I’VE long entertained a theory on how the Labour Party is enfeebled by the forces of the UK establishment. It’s a very English form of entryism that begins in the drinking clubs of Oxford University.
We already know that these dens are where future UK leaders are formed and tutored. Having reached Oxford, it would seem somewhat careless not to depart without collecting your degree. But this is an ancillary pursuit, subordinate to the main object of the exercise: just being there; seeking out the right chaps and thereafter dividing the future spoils of power and influence.
Universal suffrage, the rise of trade unionism and the birth of the Labour Party must all have posed an existential threat to these stratagems. After all, how can you expect to wield power and hold back the red tides of socialism when the greater majority of people whom you have traditionally subdued for a few hundred years are now armed with the means to turf you out? Easy, peasy, lemon squeezy: you simply ask for volunteers from among the chaps to pose as good Labour people. Thus, instead of proscribing the party you simply infiltrate it by ensuring that it never careers out of control.
Of course, a measure of leftish sentiments must be permitted to preserve a veneer of democracy and the illusion of balance. But nothing that might scare the horses, wreck share portfolios or change the direction of the nation’s cash flow. And when some of your Bullingdon confederates gain control of the family newspapers or take their guaranteed positions at the top of the BBC the natural order is maintained and all alarums and excursions are kept in check.
Occasionally, a renegade like Jeremy Corbyn does break through the nets and so it’s all hands on deck and splice the mainbrace to ensure that he’s downed before he can make a dash for the finish line. The media chaps are duly despatched and the Labour sleepers are aroused to finish him off. By jingo, they even managed to replace him with a millionaire knight of the realm.
And when the movement for Scottish independence menaced the stability of that realm and, worse, threatened the North Sea cash cow and to jettison the nuclear toys – those secret agents performed heroically once more. Admittedly, some went a bit too far with all that Union Jack malarkey, but it all turned out fine in the end.
Now, I find myself wondering if some in the SNP have also studied the Oxford method and deployed it to reduce the Labour Party in Scotland to a political end-of-pier act, good for little other than providing a semblance of diversity at Holyrood and holding the jackets. So steep and rapid has been the descent of Labour in Scotland that you are tempted to suspect an unseen nationalist hand. Yet, closer inspection reveals the main cause of its slump to have been mere stupidity, albeit on a scale rarely before seen. This party is to politics what Gerald Ratner was to marketing.
Just when you think it must surely have tired of this foolishness and a generation wandering aimlessly in the political desert, it reveals that it hasn’t quite reached rock bottom and feels it still has some way to go.
Following the bitter experience of the independence referendum campaign, you felt that now surely the party might have come to its senses.
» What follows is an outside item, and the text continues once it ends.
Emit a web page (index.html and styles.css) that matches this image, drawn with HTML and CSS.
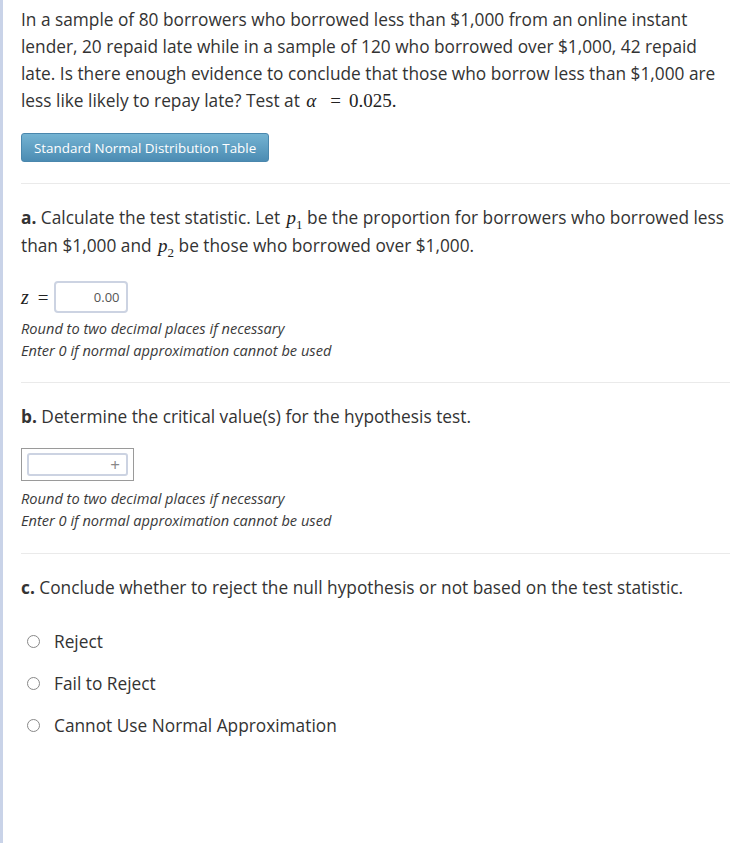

It had seen more than 30% of its supporters defy the party managers by voting Yes in 2014. Many had become alarmed by the failure of the party to halt the rise of the hard right within the Conservative Party and hoped that, in an independent Scotland, an authentic Labour Party might govern once more.
Yet, the sight of Labour Party activists and politicians mocking their own supporters and undermining their movement by making merry with Tories was sufficient to make this migration of support to Yes permanent and irretrievable.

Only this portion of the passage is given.